After Camp was over I received a call in September from Jamie. She called to tell me that her sister had passed away. I was her first call. Me, her summer camp counselor! Jamie and I are still dear friends to this day. She is married, with several children who have attended Camp as well. These 13-year-old girls in Cabin 28 taught me more than I taught them. How to be selfless and take care of someone other than myself. To understand different religions, and different ways of living, and to not take myself so seriously. I am so proud of all of them – many who continue to grow up at Camp and become staff members. Many of whom I am Facebook friends with today!

What does it mean to you to be a leader? What can our campers and staff do to help build their skills?
"You lead people. You manage things."  – John Maxwell

But you cannot lead without having followers. People don’t follow people just because they are a leader. A leader needs to show empathy, integrity, and enthusiasm for who they are leading and for what they are leading. They need to (as Captain Judy would always say) show the way, know the way and go the way.

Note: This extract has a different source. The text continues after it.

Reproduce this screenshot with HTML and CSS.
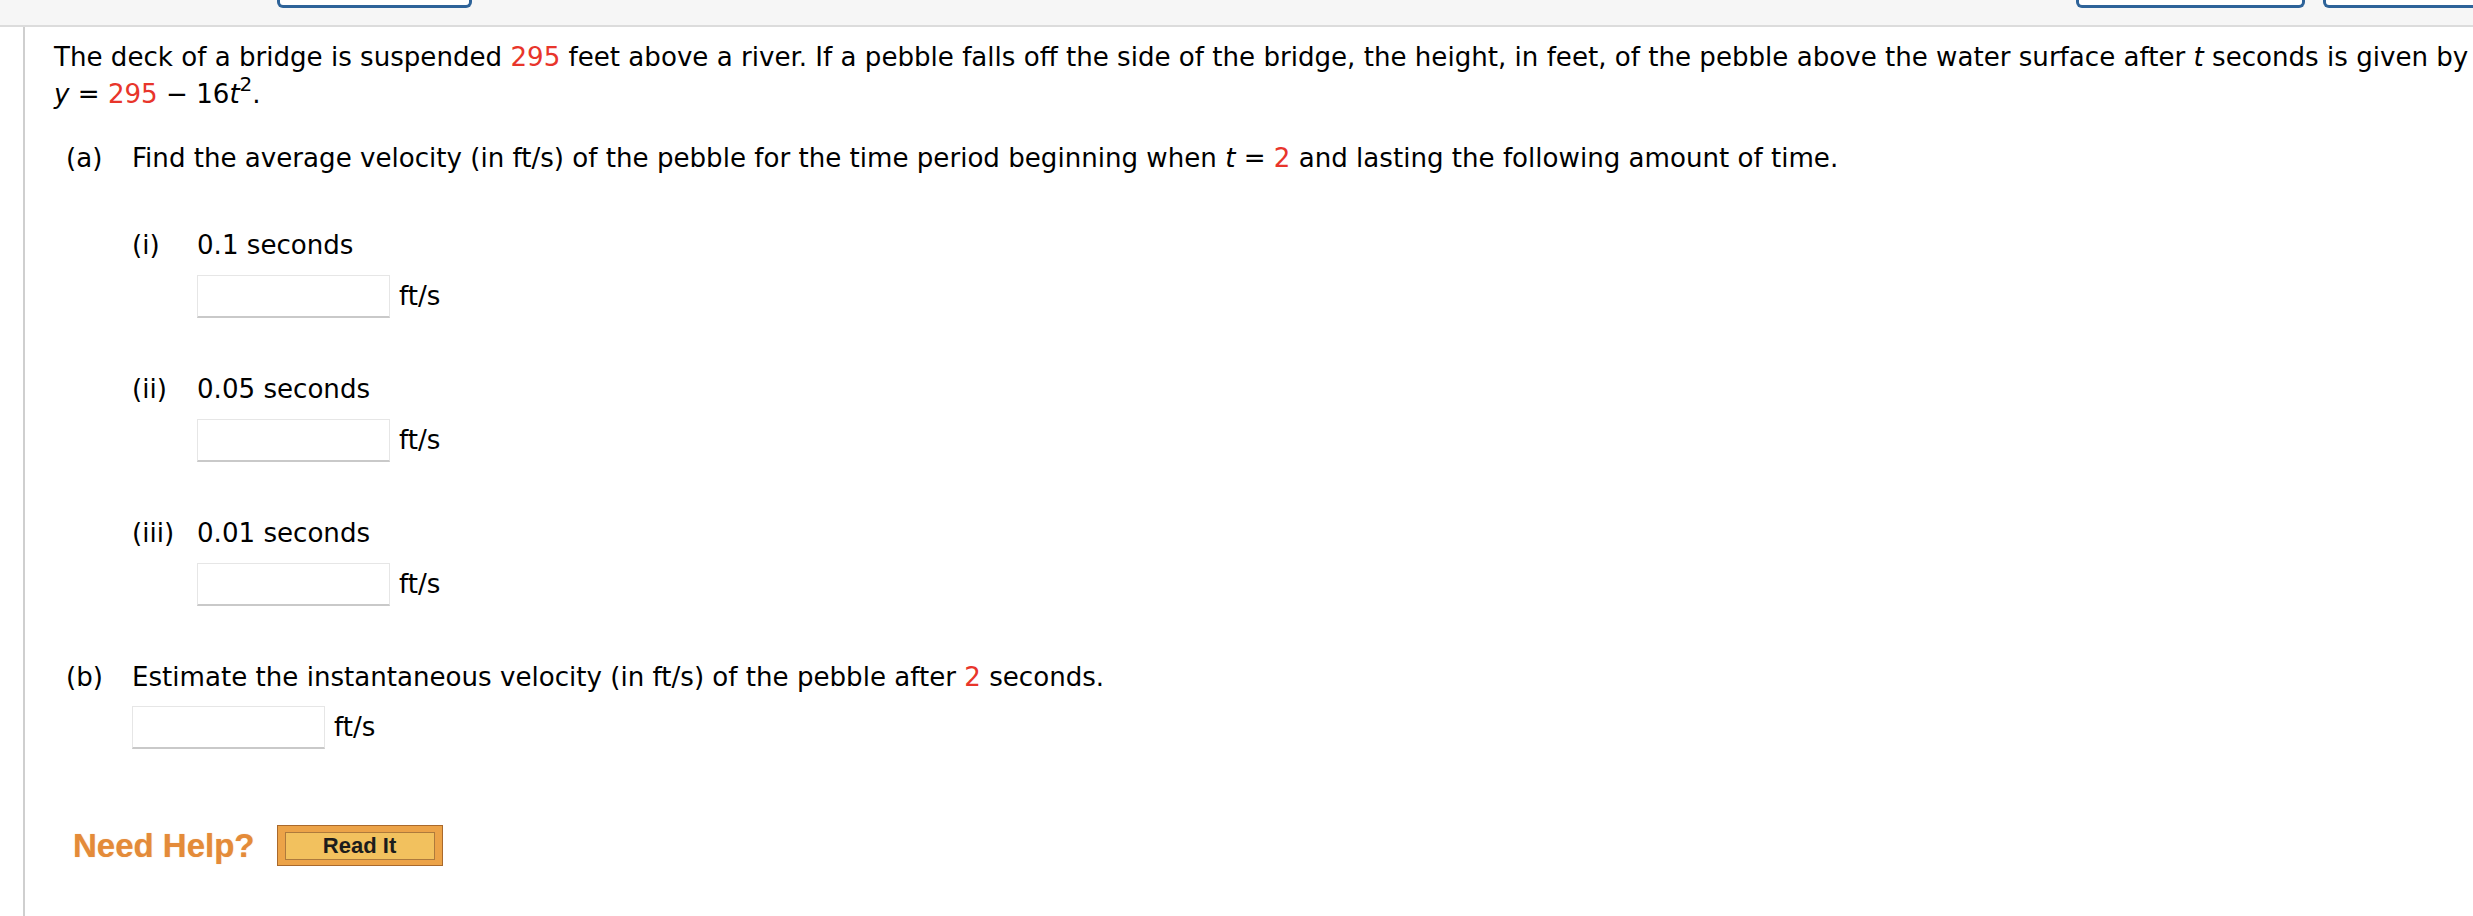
FILE: index.html
```html
<!DOCTYPE html>
<html>
<head>
<meta charset="utf-8">
<link rel="stylesheet" href="styles.css">
</head>
<body>
<div class="topbar">
  <div class="tab tab-1"></div>
  <div class="tab tab-2"></div>
  <div class="tab tab-3"></div>
</div>
<div class="main">
  <p class="stem">The deck of a bridge is suspended <span class="red">295</span> feet above a river. If a pebble falls off the side of the bridge, the height, in feet, of the pebble above the water surface after <i>t</i> seconds is given by<br><i>y</i> = <span class="red">295</span> &minus; 16<i>t</i><sup>2</sup>.</p>

  <div class="part">
    <div class="plabel">(a)</div>
    <div class="pbody">
      <div class="ptext">Find the average velocity (in ft/s) of the pebble for the time period beginning when <i>t</i> = <span class="red">2</span> and lasting the following amount of time.</div>
      <div class="sub first">
        <div class="slabel">(i)</div>
        <div class="sbody">
          <div class="stext">0.1 seconds</div>
          <div class="answer"><span class="box"></span><span class="unit">ft/s</span></div>
        </div>
      </div>
      <div class="sub">
        <div class="slabel">(ii)</div>
        <div class="sbody">
          <div class="stext">0.05 seconds</div>
          <div class="answer"><span class="box"></span><span class="unit">ft/s</span></div>
        </div>
      </div>
      <div class="sub">
        <div class="slabel">(iii)</div>
        <div class="sbody">
          <div class="stext">0.01 seconds</div>
          <div class="answer"><span class="box"></span><span class="unit">ft/s</span></div>
        </div>
      </div>
    </div>
  </div>

  <div class="part part-b">
    <div class="plabel">(b)</div>
    <div class="pbody">
      <div class="ptext">Estimate the instantaneous velocity (in ft/s) of the pebble after <span class="red">2</span> seconds.</div>
      <div class="answer"><span class="box"></span><span class="unit">ft/s</span></div>
    </div>
  </div>

  <div class="help">
    <span class="help-text">Need Help?</span>
    <span class="read-btn"><span class="read-inner">Read It</span></span>
  </div>
</div>
</body>
</html>
```
FILE: styles.css
```css
html, body {
  margin: 0;
  padding: 0;
  background: #ffffff;
}
body {
  font-family: "DejaVu Sans", Verdana, sans-serif;
  font-size: 26.1px;
  color: #000;
  overflow: hidden;
  height: 916px;
}
.topbar {
  height: 25px;
  background: #f6f6f6;
  border-bottom: 2px solid #dcdcdc;
  display: flex;
  align-items: flex-start;
  overflow: hidden;
}
.tab {
  box-sizing: border-box;
  height: 8px;
  border: 3px solid #2e6399;
  border-top: none;
  border-radius: 0 0 6px 6px;
  background: #ffffff;
  flex: none;
}
.tab-1 { margin-left: 277px; width: 195px; }
.tab-2 { margin-left: 1604px; width: 229px; }
.tab-3 { margin-left: 18px; width: 220px; }

.main {
  margin-left: 23px;
  border-left: 2px solid #cfcfcf;
  padding: 12px 0 0 29px;
  height: 877px;
  line-height: 37px;
}
.stem {
  margin: 0;
  white-space: nowrap;
}
.stem sup {
  font-size: 20px;
  line-height: 0;
  vertical-align: 12px;
}
.red { color: #e8352b; }
i { font-style: italic; }

.part {
  display: grid;
  grid-template-columns: 66px 1fr;
  padding-left: 12px;
  margin-top: 27px;
}
.ptext { white-space: nowrap; }
.sub {
  display: grid;
  grid-template-columns: 65px 1fr;
  margin-top: 53px;
}
.sub.first { margin-top: 50px; }
.answer {
  display: flex;
  align-items: center;
  margin-top: 11px;
}
.box {
  display: block;
  box-sizing: border-box;
  width: 193px;
  height: 43px;
  border: 1px solid #e6e6e6;
  border-bottom: 2px solid #c9c9c9;
  background: #fff;
}
.unit {
  margin-left: 9px;
}
.part-b {
  margin-top: 53px;
}
.part-b .answer { margin-top: 10px; }

.help {
  display: flex;
  align-items: center;
  margin-top: 76px;
  padding-left: 19px;
  height: 41px;
}
.help-text {
  font-family: "Liberation Sans", Arial, sans-serif;
  font-weight: bold;
  font-size: 33px;
  color: #e48b39;
  text-shadow: 0 0 1px rgba(228, 139, 57, 0.6);
  line-height: 41px;
}
.read-btn {
  display: block;
  box-sizing: border-box;
  width: 166px;
  height: 41px;
  margin-left: 22px;
  border: 1px solid #a9692c;
  background: #eca348;
  padding: 6px 7px 5px 7px;
}
.read-inner {
  display: flex;
  align-items: center;
  justify-content: center;
  box-sizing: border-box;
  height: 100%;
  border: 1px solid #ae7a3c;
  background: #f2c15e;
  font-family: "Liberation Sans", Arial, sans-serif;
  font-weight: bold;
  font-size: 22px;
  color: #1c1c1c;
  line-height: 1;
}
```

Campers can watch their role models (counselors, UAs) and emulate who they are, what they are and how they show up in the world. 

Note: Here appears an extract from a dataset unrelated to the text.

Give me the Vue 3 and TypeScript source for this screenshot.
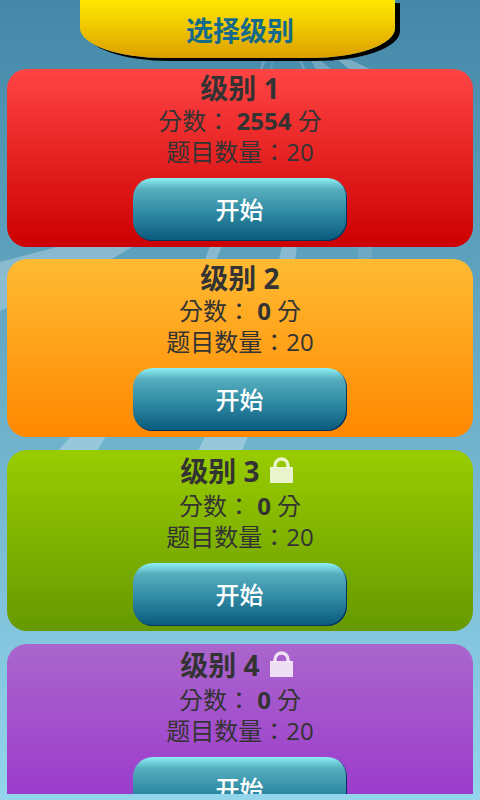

Counselors need to actively participate in staff training and realize that this is some of the best training they will ever get on leadership from some of the best leaders they will ever have! Take what you learn from summer camp and implement it into your life, your values, and who you want to become as a human being. It’s not too late!

Favorite Camp meal: Sunday fried chicken!

Favorite mess hall entry song: Boogie Shoes, by KC and the Sunshine band

All-time favorite skit memory: Captain Jellyfish!!!! – When Bill Finley would mess with the head table in his skits! And always Evil Skeva

Favorite special event at Camp: July 4th

The devotion you best remember from Camp:  Not so much a devotion as the singing at Sunday service – that is what I loved the best – Anything with Lynn Moss, Beth Dehart and Kathryn Bilbro

If you had to have an intro song every time you walked into a room what would it be? Happy by Bruno Mars

Do you have a hidden talent? I can sing the 50 states in alphabetical order

What three words best describe you? Energetic, motivating and fun

What profession other than your own would you like to try? Running a Foundation. I have had to ask for money for so many years in my Y career, I now want to work in a profession where I no longer have to ask, I just give money away!

What would you eat if you could only have one food for the rest of your life? Pizza!